* GIVEN REQUEST *
Copy the lines holding the word "Tailwind", all of them.

↓↓↓

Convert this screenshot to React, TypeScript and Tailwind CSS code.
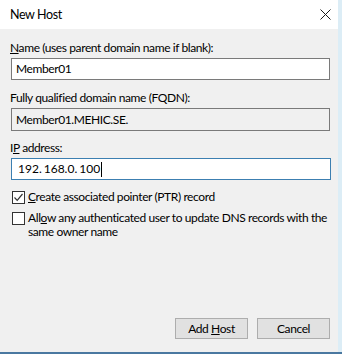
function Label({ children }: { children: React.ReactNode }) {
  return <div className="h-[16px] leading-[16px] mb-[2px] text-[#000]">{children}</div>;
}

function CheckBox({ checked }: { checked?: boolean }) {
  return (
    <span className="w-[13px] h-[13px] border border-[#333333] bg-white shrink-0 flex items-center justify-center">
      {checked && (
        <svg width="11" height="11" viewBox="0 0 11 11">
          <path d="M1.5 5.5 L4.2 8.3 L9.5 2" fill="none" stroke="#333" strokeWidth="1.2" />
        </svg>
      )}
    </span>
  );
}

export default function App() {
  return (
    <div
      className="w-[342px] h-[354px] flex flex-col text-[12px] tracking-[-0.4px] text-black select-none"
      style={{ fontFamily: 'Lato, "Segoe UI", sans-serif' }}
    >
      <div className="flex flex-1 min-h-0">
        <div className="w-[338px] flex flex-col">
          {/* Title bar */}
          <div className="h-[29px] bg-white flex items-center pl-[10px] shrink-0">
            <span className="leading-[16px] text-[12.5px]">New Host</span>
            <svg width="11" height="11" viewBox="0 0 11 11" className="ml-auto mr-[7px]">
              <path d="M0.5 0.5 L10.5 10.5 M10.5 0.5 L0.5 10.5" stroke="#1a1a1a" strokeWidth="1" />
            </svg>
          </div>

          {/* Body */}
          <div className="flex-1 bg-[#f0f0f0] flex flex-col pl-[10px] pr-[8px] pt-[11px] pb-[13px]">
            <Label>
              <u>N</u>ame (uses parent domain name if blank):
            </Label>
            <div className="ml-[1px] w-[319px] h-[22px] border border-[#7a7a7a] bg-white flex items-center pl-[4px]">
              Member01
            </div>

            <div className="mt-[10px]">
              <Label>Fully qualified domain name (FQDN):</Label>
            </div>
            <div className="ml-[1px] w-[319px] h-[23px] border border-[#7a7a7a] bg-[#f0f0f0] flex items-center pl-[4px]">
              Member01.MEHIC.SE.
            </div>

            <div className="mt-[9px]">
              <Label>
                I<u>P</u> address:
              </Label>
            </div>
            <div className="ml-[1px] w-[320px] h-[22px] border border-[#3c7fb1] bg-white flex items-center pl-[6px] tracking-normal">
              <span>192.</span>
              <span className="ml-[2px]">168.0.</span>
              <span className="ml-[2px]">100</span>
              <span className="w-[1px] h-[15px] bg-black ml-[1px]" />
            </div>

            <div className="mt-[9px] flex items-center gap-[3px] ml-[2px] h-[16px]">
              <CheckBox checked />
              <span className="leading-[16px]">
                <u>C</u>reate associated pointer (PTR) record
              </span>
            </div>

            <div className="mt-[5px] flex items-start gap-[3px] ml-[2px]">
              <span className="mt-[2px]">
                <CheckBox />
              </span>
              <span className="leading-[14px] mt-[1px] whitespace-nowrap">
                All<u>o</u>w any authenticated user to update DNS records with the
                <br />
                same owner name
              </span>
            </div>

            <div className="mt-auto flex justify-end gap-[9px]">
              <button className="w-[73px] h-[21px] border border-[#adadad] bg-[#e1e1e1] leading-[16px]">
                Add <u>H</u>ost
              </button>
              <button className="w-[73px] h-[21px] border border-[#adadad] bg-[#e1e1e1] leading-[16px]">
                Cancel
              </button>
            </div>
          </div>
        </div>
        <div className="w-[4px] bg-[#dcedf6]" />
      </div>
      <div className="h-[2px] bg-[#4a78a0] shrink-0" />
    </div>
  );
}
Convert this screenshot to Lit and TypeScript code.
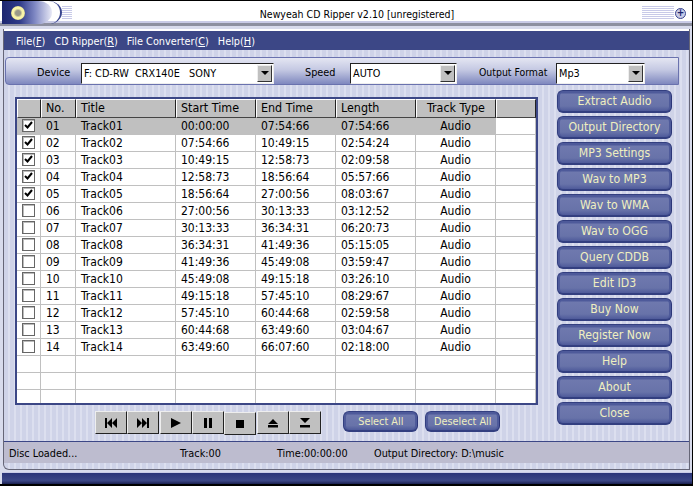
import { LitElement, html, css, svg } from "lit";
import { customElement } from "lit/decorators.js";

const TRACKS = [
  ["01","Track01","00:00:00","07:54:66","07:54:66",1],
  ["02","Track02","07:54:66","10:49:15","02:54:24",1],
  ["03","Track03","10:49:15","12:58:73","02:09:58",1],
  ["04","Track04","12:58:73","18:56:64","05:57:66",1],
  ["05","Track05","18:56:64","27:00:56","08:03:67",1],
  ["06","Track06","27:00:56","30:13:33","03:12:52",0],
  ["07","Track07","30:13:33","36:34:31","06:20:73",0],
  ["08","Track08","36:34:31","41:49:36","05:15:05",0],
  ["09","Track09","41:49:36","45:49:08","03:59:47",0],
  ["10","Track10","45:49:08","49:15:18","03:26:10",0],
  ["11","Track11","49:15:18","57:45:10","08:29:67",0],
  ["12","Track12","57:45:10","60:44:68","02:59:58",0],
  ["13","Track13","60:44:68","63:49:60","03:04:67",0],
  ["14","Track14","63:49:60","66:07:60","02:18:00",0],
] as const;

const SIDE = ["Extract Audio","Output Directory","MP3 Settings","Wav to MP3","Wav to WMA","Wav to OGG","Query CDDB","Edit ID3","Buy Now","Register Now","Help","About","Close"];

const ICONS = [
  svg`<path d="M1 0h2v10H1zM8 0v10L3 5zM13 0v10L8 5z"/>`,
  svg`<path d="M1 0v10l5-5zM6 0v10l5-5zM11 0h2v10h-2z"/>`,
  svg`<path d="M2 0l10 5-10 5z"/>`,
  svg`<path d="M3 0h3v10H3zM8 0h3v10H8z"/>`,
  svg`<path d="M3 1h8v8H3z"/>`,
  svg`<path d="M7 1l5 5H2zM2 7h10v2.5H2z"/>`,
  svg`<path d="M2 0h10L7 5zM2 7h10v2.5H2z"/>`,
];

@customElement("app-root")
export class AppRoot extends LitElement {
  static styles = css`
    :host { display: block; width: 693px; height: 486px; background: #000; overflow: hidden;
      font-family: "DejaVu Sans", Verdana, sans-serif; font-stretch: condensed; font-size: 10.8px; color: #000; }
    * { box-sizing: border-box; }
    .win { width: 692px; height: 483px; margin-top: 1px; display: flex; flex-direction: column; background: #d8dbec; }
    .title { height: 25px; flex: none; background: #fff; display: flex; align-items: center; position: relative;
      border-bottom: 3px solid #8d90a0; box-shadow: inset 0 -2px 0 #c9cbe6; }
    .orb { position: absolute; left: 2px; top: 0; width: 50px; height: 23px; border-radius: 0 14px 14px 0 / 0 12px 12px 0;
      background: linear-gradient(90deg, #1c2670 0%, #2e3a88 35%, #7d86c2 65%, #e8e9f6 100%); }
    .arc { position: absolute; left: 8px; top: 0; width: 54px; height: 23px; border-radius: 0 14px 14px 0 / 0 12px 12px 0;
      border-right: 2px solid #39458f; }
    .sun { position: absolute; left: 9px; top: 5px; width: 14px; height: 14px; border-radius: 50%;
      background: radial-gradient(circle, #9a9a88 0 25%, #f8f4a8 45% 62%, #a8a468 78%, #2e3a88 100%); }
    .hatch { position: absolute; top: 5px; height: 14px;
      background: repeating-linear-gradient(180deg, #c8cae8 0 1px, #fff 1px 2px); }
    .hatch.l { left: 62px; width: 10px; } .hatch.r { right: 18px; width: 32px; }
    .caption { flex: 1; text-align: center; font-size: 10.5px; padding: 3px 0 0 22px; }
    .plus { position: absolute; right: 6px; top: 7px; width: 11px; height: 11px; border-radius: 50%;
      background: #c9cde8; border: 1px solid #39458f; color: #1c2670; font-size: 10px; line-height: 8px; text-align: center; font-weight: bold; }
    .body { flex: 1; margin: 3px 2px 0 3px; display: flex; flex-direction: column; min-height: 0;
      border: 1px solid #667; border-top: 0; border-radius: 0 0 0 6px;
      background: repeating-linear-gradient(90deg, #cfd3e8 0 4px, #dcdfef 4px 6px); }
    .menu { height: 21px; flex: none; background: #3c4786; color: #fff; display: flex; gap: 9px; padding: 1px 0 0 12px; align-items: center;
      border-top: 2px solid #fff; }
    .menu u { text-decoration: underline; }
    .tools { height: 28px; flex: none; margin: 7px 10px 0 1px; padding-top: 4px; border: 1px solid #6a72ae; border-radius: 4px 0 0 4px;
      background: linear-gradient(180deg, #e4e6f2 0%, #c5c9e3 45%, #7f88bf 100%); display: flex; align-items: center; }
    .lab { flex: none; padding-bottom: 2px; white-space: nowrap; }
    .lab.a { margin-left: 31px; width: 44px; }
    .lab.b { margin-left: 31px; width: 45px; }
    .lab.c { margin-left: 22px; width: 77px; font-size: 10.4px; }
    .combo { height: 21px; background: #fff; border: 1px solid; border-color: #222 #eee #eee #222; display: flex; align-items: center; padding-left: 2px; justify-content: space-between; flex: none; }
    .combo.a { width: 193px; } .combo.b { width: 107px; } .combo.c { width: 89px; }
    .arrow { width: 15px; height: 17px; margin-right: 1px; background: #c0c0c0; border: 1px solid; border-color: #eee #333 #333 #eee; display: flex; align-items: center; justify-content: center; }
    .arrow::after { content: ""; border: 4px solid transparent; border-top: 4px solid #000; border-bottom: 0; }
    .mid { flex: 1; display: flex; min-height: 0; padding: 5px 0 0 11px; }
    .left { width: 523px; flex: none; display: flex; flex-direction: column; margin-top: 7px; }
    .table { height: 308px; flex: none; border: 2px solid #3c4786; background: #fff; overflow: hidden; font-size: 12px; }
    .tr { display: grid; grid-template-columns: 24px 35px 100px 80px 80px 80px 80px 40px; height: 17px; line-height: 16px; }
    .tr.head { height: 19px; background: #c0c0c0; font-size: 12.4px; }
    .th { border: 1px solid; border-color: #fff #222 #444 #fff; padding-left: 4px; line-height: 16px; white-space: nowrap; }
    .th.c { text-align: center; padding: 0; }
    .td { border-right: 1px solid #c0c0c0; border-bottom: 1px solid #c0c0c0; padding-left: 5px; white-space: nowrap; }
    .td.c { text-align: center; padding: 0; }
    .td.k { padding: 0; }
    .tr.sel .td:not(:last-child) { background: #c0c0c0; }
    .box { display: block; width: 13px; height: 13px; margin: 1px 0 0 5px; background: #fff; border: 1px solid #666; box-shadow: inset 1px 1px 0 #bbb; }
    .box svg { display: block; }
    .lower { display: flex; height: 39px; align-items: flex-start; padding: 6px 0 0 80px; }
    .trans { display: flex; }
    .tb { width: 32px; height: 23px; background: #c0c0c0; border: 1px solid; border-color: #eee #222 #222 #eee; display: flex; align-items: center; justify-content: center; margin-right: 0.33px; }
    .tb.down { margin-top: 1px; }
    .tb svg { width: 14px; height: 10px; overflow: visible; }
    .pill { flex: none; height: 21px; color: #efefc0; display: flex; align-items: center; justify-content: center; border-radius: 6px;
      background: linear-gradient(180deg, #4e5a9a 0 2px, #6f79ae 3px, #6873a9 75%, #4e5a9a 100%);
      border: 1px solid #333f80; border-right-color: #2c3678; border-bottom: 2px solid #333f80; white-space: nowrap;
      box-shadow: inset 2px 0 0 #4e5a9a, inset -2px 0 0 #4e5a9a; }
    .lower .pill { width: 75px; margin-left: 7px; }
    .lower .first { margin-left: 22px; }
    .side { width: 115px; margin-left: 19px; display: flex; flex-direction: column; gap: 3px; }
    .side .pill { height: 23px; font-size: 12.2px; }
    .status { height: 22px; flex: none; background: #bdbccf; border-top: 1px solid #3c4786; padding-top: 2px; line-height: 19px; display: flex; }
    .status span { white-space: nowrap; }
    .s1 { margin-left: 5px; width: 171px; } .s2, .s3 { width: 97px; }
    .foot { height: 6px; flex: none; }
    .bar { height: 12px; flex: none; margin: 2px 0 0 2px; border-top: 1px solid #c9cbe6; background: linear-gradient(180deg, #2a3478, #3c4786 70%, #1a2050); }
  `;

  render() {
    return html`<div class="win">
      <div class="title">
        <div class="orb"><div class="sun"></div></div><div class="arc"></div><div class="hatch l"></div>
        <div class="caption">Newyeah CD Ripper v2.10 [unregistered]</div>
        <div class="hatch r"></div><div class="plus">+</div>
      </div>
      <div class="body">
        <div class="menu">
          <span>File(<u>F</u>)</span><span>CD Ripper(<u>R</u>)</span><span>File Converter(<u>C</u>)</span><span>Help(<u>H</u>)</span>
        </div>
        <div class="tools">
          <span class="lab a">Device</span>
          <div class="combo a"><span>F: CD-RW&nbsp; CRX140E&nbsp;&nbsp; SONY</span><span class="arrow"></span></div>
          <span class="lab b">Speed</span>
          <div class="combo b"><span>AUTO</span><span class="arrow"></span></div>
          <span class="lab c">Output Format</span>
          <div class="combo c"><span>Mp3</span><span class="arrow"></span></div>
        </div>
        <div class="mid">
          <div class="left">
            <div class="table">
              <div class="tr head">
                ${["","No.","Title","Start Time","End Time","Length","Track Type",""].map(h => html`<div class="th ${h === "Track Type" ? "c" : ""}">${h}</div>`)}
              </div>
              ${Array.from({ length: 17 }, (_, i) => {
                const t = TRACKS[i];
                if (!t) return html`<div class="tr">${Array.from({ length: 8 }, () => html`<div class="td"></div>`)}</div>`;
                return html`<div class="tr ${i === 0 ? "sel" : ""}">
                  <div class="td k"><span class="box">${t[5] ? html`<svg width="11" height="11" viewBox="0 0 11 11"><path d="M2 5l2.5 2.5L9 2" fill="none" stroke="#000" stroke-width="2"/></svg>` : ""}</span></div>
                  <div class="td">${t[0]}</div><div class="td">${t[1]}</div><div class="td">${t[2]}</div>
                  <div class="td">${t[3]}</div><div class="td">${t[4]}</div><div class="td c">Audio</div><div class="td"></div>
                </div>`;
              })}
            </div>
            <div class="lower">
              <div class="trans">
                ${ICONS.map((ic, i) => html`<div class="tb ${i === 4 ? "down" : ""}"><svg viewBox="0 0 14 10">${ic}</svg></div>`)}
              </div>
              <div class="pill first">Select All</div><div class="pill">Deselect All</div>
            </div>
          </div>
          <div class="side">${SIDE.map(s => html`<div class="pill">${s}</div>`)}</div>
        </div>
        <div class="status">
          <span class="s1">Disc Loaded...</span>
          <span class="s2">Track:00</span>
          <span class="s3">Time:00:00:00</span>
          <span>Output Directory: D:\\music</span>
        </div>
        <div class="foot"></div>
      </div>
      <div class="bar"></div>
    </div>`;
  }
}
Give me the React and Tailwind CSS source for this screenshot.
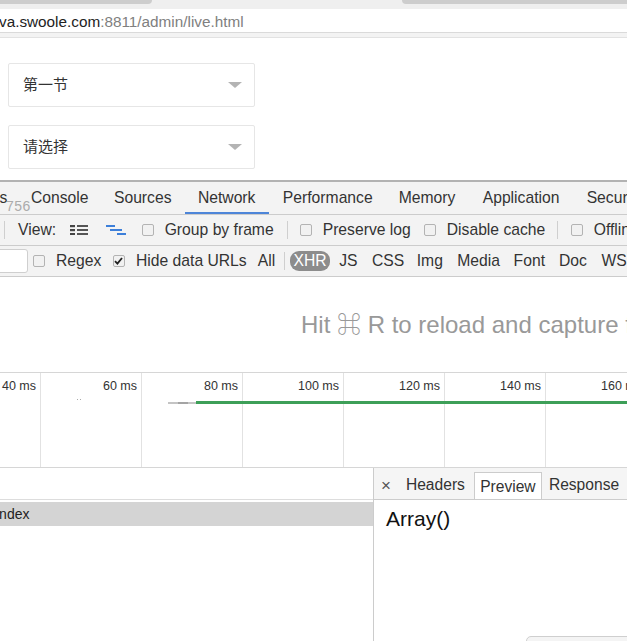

↑↑↑

* EXPECTED ANSWER *
Convert this screenshot to React, TypeScript and Tailwind CSS code.
Give me the React and Tailwind CSS source for this screenshot.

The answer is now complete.